When this was written it was explicitly for the Teensy 3.1, and runs also on the 3.2. I just ran it on my beta 3.6, though there are some issues:

I bought two no-name 1.44" 128x128 TFT SPI displays from ebay rather than the Adafruit versions: http://www.ebay.com/itm/122005165823?_trksid=p2057872.m2749.l2649&ssPageName=STRK:MEBIDX:IT. Of course there is no datasheet, not even a Japanese only version that Adafruit puts up for their 1.44" TFT display.

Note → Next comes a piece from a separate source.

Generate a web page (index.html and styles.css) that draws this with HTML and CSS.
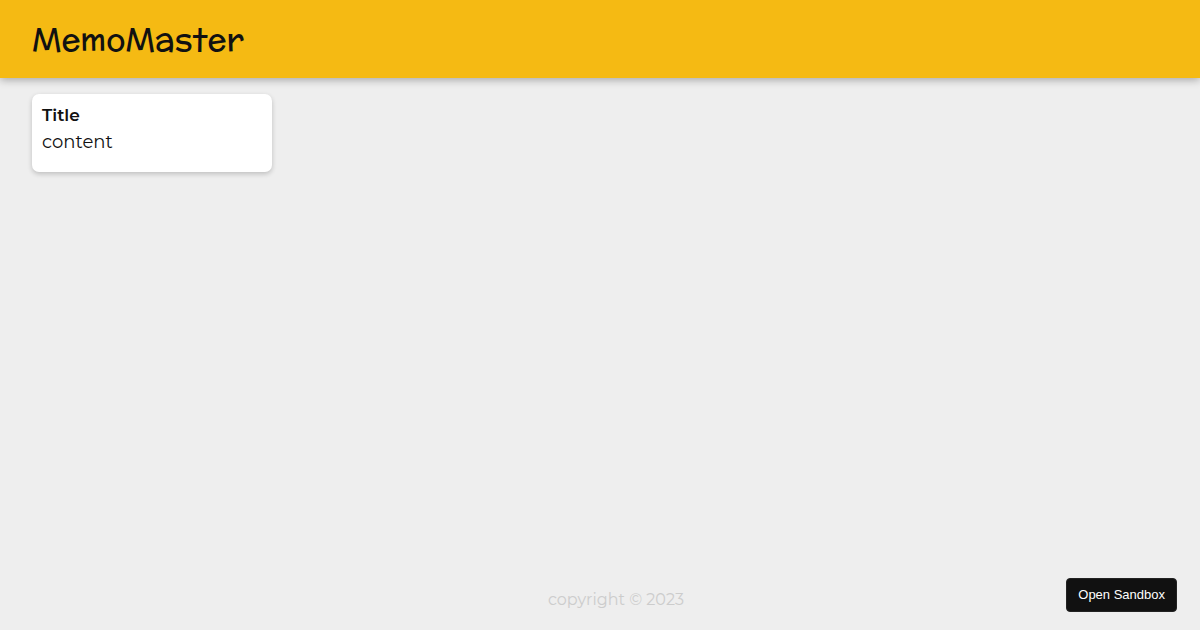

Note, as I've mentioned before, the Teensy ST7733 code does not have the additions that were added to the Adafruit code base which the uncannyEyes program uses, so I swapped to use the Adafruit version in this case. At some point, I may dig in and backport the changes Adafruit has made into the Teensy version, but since I'm switching to the OLED versions, I might not.

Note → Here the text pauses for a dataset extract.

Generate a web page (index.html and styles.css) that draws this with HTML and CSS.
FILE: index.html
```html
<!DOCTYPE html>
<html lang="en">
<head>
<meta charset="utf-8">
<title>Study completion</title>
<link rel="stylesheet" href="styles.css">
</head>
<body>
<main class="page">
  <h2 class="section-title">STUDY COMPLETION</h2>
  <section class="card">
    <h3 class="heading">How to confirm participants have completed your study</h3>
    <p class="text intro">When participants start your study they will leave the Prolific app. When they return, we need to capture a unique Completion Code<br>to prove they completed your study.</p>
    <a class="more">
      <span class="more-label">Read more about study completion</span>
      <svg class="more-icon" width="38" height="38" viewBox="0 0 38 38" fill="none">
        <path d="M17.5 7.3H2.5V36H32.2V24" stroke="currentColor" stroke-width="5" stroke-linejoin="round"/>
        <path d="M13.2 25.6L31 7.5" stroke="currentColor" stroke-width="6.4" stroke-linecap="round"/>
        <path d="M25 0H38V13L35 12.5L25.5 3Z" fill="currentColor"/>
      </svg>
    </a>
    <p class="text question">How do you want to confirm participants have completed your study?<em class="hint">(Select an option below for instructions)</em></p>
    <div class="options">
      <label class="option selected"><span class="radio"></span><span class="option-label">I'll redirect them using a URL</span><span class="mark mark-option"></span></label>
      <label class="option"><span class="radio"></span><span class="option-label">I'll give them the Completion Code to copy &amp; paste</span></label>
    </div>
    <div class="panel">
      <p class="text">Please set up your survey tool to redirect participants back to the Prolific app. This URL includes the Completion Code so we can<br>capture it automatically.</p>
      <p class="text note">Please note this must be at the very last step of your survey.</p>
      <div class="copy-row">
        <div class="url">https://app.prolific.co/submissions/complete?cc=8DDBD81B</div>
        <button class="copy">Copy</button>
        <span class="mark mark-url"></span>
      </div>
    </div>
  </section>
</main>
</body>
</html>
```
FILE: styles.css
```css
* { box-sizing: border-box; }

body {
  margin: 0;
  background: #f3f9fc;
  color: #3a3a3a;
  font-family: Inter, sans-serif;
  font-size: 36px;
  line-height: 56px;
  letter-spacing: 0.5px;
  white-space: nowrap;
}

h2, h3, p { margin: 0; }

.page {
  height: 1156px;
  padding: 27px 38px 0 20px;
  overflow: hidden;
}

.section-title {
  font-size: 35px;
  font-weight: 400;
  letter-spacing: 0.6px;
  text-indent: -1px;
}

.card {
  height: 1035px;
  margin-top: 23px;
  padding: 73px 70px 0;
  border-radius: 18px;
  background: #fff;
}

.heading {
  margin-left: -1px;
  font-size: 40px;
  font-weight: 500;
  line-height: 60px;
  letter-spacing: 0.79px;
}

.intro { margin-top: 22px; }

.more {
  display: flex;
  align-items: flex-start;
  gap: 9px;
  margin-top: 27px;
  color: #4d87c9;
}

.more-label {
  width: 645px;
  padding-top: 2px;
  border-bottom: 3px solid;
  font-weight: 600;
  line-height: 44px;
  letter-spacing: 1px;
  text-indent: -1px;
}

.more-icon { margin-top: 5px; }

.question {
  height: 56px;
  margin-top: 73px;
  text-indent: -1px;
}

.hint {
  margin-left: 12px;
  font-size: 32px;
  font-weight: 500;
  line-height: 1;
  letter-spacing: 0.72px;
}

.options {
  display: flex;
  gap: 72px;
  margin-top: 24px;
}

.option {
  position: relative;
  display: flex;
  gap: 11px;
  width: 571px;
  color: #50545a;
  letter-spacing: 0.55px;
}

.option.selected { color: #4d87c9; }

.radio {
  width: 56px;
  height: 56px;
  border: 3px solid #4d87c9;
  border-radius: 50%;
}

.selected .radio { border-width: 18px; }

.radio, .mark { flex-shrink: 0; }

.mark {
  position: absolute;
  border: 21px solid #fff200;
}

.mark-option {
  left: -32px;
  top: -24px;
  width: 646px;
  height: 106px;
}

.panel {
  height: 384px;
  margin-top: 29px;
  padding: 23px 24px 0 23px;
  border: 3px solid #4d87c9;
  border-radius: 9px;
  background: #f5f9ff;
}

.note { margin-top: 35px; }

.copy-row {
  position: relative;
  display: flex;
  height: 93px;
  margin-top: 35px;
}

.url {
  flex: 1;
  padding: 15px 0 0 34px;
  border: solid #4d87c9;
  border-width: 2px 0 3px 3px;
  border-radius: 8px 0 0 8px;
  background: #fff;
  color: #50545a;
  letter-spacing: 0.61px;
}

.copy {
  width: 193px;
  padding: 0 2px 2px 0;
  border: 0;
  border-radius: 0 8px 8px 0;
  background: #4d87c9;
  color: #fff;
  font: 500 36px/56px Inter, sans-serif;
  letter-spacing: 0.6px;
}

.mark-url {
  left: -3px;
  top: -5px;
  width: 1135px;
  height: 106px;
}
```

For whatever reason, the display came with one side soldered in, but when I tried using those pins, they didn't work with SPI. So instead, I clipped off those pins and soldered in some right angle headers on the other side. After fixing some solder problems, the displays seemed to work.

I changed the pinout to move pin 7 (data/command pin) to pin 4 so that I could eventually use the full prop shield and have it sense motion to adjust the eyes (pin 7 is the LED enable on the prop shield), and for now, I deleted the various analog inputs and buttons and just had the eyes moving on their own.

Now, I have more Teensy 3.1's lying around, so I started with a 3.1, and it worked on one display, but it would go wonky with two displays. I put a USB voltage monitor on the unit, and saw each display was pulling in about 120 mA. One is barely enough for the 3.1's voltage regulator (185 mA), and probably exceeds the specs. I figure the voltage regulator of the Teensy 3.2 might be up to the task (it is kind of close to the spec), but I didn't have a Teensy 3.2 that was easily accessible. So, I figured why not try the Teensy 3.6 which has a similar/same regulator as the Teensy 3.2. And sure enough it worked. I originally cut the speed down to 96 and it worked. I then went to the normal 120 MHz, and decided to press my luck and go to 240 Mhz. It still worked.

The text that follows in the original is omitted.